Need help with SQL select query.

  • Hi,

    I'm a bit stuck with how I best approach this so thought I'd run it by the experts.

    I have a table where I'm expecting around 1 or 2 million rows. In that table, there are 20 columns of interest. Within those 20 columns, their value will be either a decimal value or a null.

    I'm using Python to access the data and within Python, there's a function that gets a list of the returned columns. So, if you did 'select * from table', you could say get_returned_columns.

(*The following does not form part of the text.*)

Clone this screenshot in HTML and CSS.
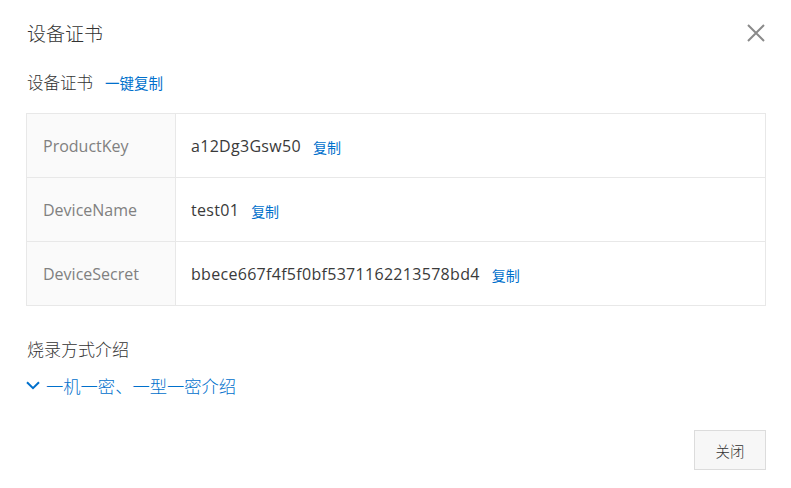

    So what I want to do is return only the columns that have a decimal value (or not NULL). A subset of my table could look like this:

    col1,       col2,       col3,       col4,       col5
    --------------------------------------------------
    1.1,         NULL,     2.4,        1.2,        NULL
    NULL,     NULL,     22.0,      NULL,    NULL
    NULL,     NULL,     NULL,    1.1,        NULL

    I don't even know where to begin so I'm going to try this in plain english:

    "Select only the columns where the values have at least one decimal value (or NOT NULL)"

    My results would look like this (col2 and col5 contain only NULL):

    col1,       col3,      col4
    ----------------------------
    1.1,         2.4,        1.2
    NULL,     22.0,       NULL
    NULL,     NULL,    1.1

    Hope that makes sense? I'm not very good with SQL so please ask if you need further info.

    Cheers,
    J

  • You can't do that easily.  You'd need one query to determine which columns contain values, and a second query to select only those columns.  Maybe some sort of dynamic pivot would work, but I haven't really thought that through (it would be cumbersome).  Or you could just return everything and have your presentation layer choose which ones to display.

    John

  • This would much more easily achieved using something like SSRS. You can put an expression on the column then, and hide it if the count of the values in the column are 0. Would be something like:
    =Iif(Count(Col2.Value) = 0, TRUE, FALSE)

    Thom~

    Excuse my typos and sometimes awful grammar. My fingers work faster than my brain does.
    Larnu.uk

  • Thanks to you both!

    @john-2 - I was afraid of that.  I was hoping there was a one-query solution but not the end of the world.  Was trying to be flash 🙂

    @thom-2 - I'm going to look into that as it does sound like a very good solution.  Suspected I'd have to revert back to design but all for the good.

    Thanks both!  Appreciate the quick reply.